Eleven people died in 2021 while in Metropolitan Police Department custody, more people than in any of the last five years, a commander told the Clark County Commission on Tuesday.

Of those people, seven died at the hospital while in custody, and four died at the Clark County Detention Center downtown.

According to the Clark County coroner’s office, four of the deaths were due to natural causes, three were considered accidental and one was classified as a homicide. Reports on three others are still pending, said Capt.
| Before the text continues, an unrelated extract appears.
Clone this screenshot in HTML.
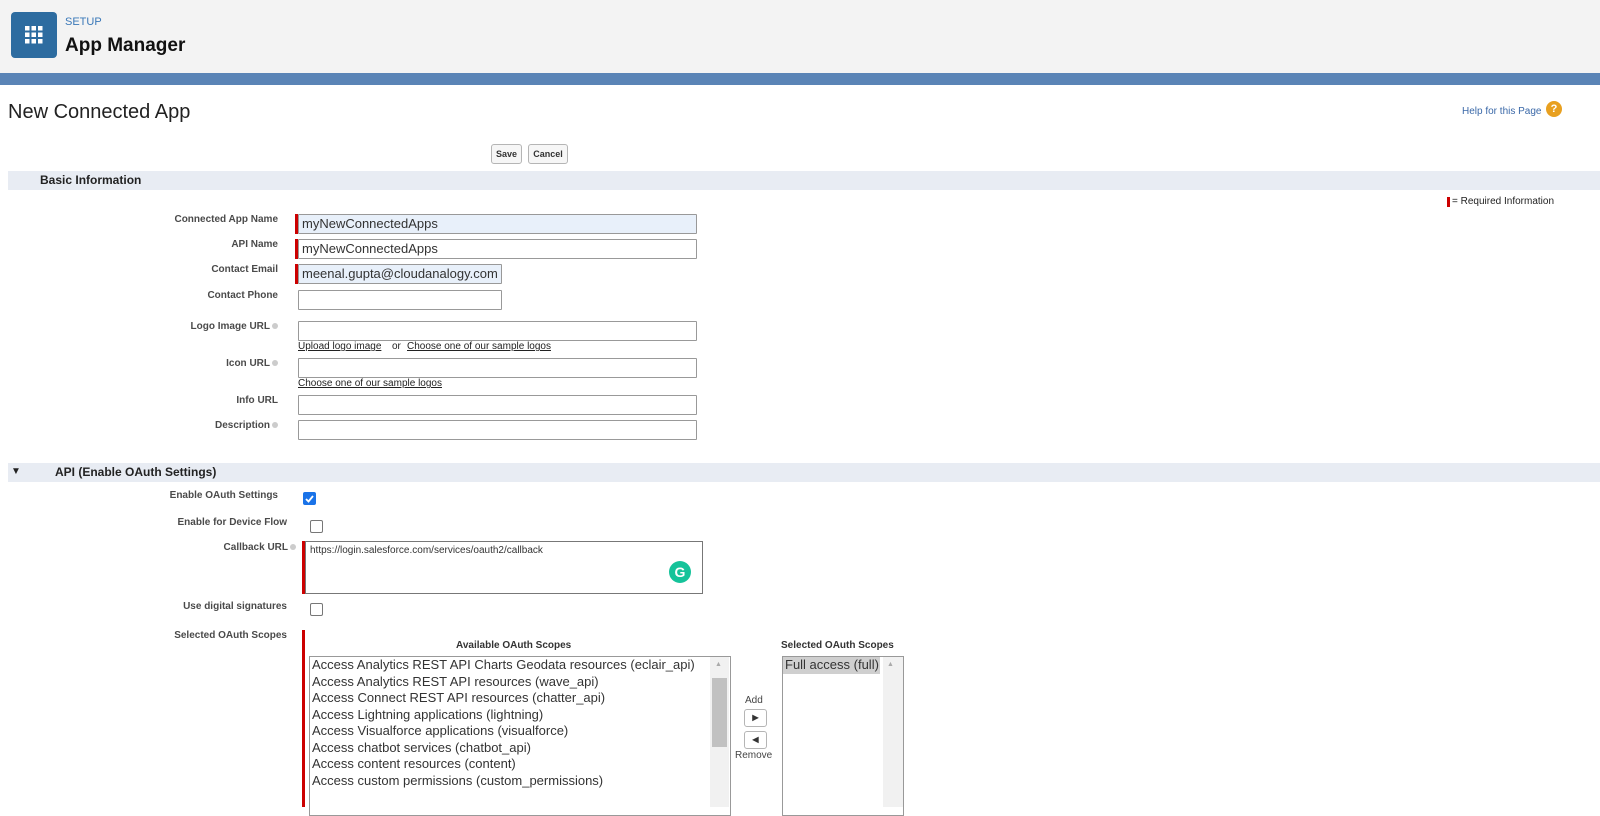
<!DOCTYPE html>
<html><head><meta charset="utf-8"><style>
*{margin:0;padding:0;box-sizing:border-box}
body{width:1600px;height:807px;overflow:hidden;background:#fff;font-family:"Liberation Sans",Arial,sans-serif;position:relative;color:#222}
.a{position:absolute}
.lbl{position:absolute;font-size:10px;font-weight:bold;color:#4a4a4a;text-align:right;width:270px;left:8px}
.lbl i{display:inline-block;width:6px;height:6px;border-radius:50%;background:#ccc;margin-left:2px;vertical-align:middle}
.in{position:absolute;border:1px solid #999;background:#fff;height:20px;font-size:13px;padding-left:3px;line-height:18px;color:#333;border-radius:1px}
.req{position:absolute;width:3px;background:#c00}
.lnk{position:absolute;font-size:10px;text-decoration:underline;color:#222}
.cb{position:absolute;width:13px;height:13px;border:1px solid #777;border-radius:2px;background:#fff}
.bar{position:absolute;left:8px;right:0;background:#e8ecf3;height:19px;font-size:12px;font-weight:bold;color:#222;line-height:19px}
.btn{position:absolute;border:1px solid #b5b5b5;border-radius:3px;background:#f6f6f6;font-size:9px;font-weight:bold;color:#333;text-align:center;line-height:18px;height:20px}
.it{font-size:13px;color:#333;line-height:16.5px;white-space:nowrap}
</style></head><body>
<div class="a" style="left:0;top:0;width:1600px;height:73px;background:#f3f3f3"></div>
<div class="a" style="left:0;top:73px;width:1600px;height:12px;background:#5a84b6"></div>
<div class="a" style="left:11px;top:12px;width:46px;height:46px;background:#2d6ca0;border-radius:4px"></div>
<svg class="a" style="left:24px;top:25px" width="20" height="20"><g fill="#fff">
<rect x="1" y="1" width="4.5" height="4.5"/><rect x="7.5" y="1" width="4.5" height="4.5"/><rect x="14" y="1" width="4.5" height="4.5"/>
<rect x="1" y="7.5" width="4.5" height="4.5"/><rect x="7.5" y="7.5" width="4.5" height="4.5"/><rect x="14" y="7.5" width="4.5" height="4.5"/>
<rect x="1" y="14" width="4.5" height="4.5"/><rect x="7.5" y="14" width="4.5" height="4.5"/><rect x="14" y="14" width="4.5" height="4.5"/></g></svg>
<div class="a" style="left:65px;top:16px;font-size:11px;color:#3a78b8">SETUP</div>
<div class="a" style="left:65px;top:35px;font-size:19px;font-weight:bold;color:#111">App Manager</div>

<div class="a" style="left:8px;top:101px;font-size:20px;color:#222">New Connected App</div>
<div class="a" style="left:1462px;top:106px;font-size:10px;color:#3a68a8">Help for this Page</div>
<div class="a" style="left:1546px;top:101px;width:16px;height:16px;border-radius:50%;background:#e8a020;color:#fff;font-size:11px;font-weight:bold;text-align:center;line-height:16px">?</div>

<div class="btn" style="left:491px;top:144px;width:31px">Save</div>
<div class="btn" style="left:528px;top:144px;width:40px">Cancel</div>

<div class="bar" style="top:171px;padding-left:32px">Basic Information</div>
<div class="req" style="left:1447px;top:197px;height:10px"></div>
<div class="a" style="left:1452px;top:196px;font-size:10px;color:#222">= Required Information</div>

<div class="lbl" style="top:214px">Connected App Name</div>
<div class="req" style="left:295px;top:214px;height:20px"></div>
<div class="in" style="left:298px;top:214px;width:399px;background:#e8f0fa">myNewConnectedApps</div>
<div class="lbl" style="top:239px">API Name</div>
<div class="req" style="left:295px;top:239px;height:20px"></div>
<div class="in" style="left:298px;top:239px;width:399px">myNewConnectedApps</div>
<div class="lbl" style="top:264px">Contact Email</div>
<div class="req" style="left:295px;top:264px;height:20px"></div>
<div class="in" style="left:298px;top:264px;width:204px;background:#e8f0fa">meenal.gupta@cloudanalogy.com</div>
<div class="lbl" style="top:290px">Contact Phone</div>
<div class="in" style="left:298px;top:290px;width:204px"></div>
<div class="lbl" style="top:321px">Logo Image URL<i></i></div>
<div class="in" style="left:298px;top:321px;width:399px"></div>
<div class="lnk" style="left:298px;top:341px">Upload logo image</div><div class="a" style="left:392px;top:341px;font-size:10px">or</div><div class="lnk" style="left:407px;top:341px">Choose one of our sample logos</div>
<div class="lbl" style="top:358px">Icon URL<i></i></div>
<div class="in" style="left:298px;top:358px;width:399px"></div>
<div class="lnk" style="left:298px;top:378px">Choose one of our sample logos</div>
<div class="lbl" style="top:395px">Info URL</div>
<div class="in" style="left:298px;top:395px;width:399px"></div>
<div class="lbl" style="top:420px">Description<i></i></div>
<div class="in" style="left:298px;top:420px;width:399px"></div>

<div class="bar" style="top:463px;padding-left:47px">API (Enable OAuth Settings)</div>
<div class="a" style="left:11px;top:466px;font-size:10px">▼</div>
<div class="lbl" style="top:490px">Enable OAuth Settings</div>
<div class="cb" style="left:303px;top:492px;background:#1a73e8;border-color:#1a73e8"><svg width="11" height="11" style="position:absolute;left:0;top:0"><path d="M2 6l2.5 2.5L9 3" stroke="#fff" stroke-width="1.8" fill="none"/></svg></div>
<div class="lbl" style="top:517px;width:279px">Enable for Device Flow</div>
<div class="cb" style="left:310px;top:520px"></div>
<div class="lbl" style="top:542px;width:288px">Callback URL<i></i></div>
<div class="req" style="left:302px;top:541px;height:53px"></div>
<div class="a" style="left:305px;top:541px;width:398px;height:53px;border:1px solid #777;font-size:10px;padding:3px 4px;color:#333">https://login.salesforce.com/services/oauth2/callback</div>
<div class="a" style="left:669px;top:561px;width:22px;height:22px;border-radius:50%;background:#15c39a;color:#fff;font-weight:bold;font-size:14px;text-align:center;line-height:22px">G</div>
<div class="lbl" style="top:601px;width:279px">Use digital signatures</div>
<div class="cb" style="left:310px;top:603px"></div>
<div class="lbl" style="top:630px;width:279px">Selected OAuth Scopes</div>
<div class="req" style="left:302px;top:630px;height:177px"></div>
<div class="a" style="left:456px;top:640px;font-size:10px;font-weight:bold;color:#333">Available OAuth Scopes</div>
<div class="a" style="left:309px;top:656px;width:422px;height:160px;border:1px solid #999;padding-left:2px">
<div class="it">Access Analytics REST API Charts Geodata resources (eclair_api)</div>
<div class="it">Access Analytics REST API resources (wave_api)</div>
<div class="it">Access Connect REST API resources (chatter_api)</div>
<div class="it">Access Lightning applications (lightning)</div>
<div class="it">Access Visualforce applications (visualforce)</div>
<div class="it">Access chatbot services (chatbot_api)</div>
<div class="it">Access content resources (content)</div>
<div class="it">Access custom permissions (custom_permissions)</div>
</div>
<div class="a" style="left:710px;top:657px;width:19px;height:150px;background:#f1f1f1"></div>
<div class="a" style="left:712px;top:678px;width:15px;height:69px;background:#c1c1c1"></div>
<div class="a" style="left:715px;top:661px;font-size:7px;color:#aaa">▲</div>
<div class="a" style="left:745px;top:695px;font-size:10px;color:#444">Add</div>
<div class="btn" style="left:744px;top:709px;width:23px;height:18px;line-height:16px;font-size:8px;background:#fff">▶</div>
<div class="btn" style="left:744px;top:731px;width:23px;height:18px;line-height:16px;font-size:8px;background:#fff">◀</div>
<div class="a" style="left:735px;top:750px;font-size:10px;color:#444">Remove</div>
<div class="a" style="left:781px;top:640px;font-size:10px;font-weight:bold;color:#333">Selected OAuth Scopes</div>
<div class="a" style="left:782px;top:656px;width:122px;height:160px;border:1px solid #999"></div>
<div class="a" style="left:783px;top:657px;width:97px;height:17px;background:#cfcfcf;font-size:13px;color:#333;padding-left:2px;line-height:16px">Full access (full)</div>
<div class="a" style="left:883px;top:657px;width:20px;height:150px;background:#f1f1f1"></div>
<div class="a" style="left:887px;top:661px;font-size:7px;color:#aaa">▲</div>
</body></html>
Bill Teel, acting chief of the detention center.

By contrast, seven people died in police custody in 2020, three in 2019, seven in 2018 and five in 2017, Teel reported.

In addition, 12 more people died in 2021 while under court-ordered electronic monitoring, although they were not in a Metro facility at the time, Teel said.

Teel touted the detention center’s accreditation by the National Commission on Mental Health Care, the American Correctional Association and the National Commission on Correctional Health Care for its medical services.

He said the jail is working to start a program to screen people, as part of the booking process, for mental health or substance abuse — a program that will see UNLV social work interns and psychiatric fellowship students work in the jail to help better treat inmates.

In response to a question from Commissioner Marilyn Kirkpatrick, Teel said 31 percent of inmates at the jail are on some form of psychotropic medication.

The Clark County Detention Center can accommodate 3,089 inmates at maximum capacity, and the North Valley Complex an additional 1,064. The average jail population was 2,954 during the latter half of 2021, and the average stay in jail was 18.7 days, Teel said.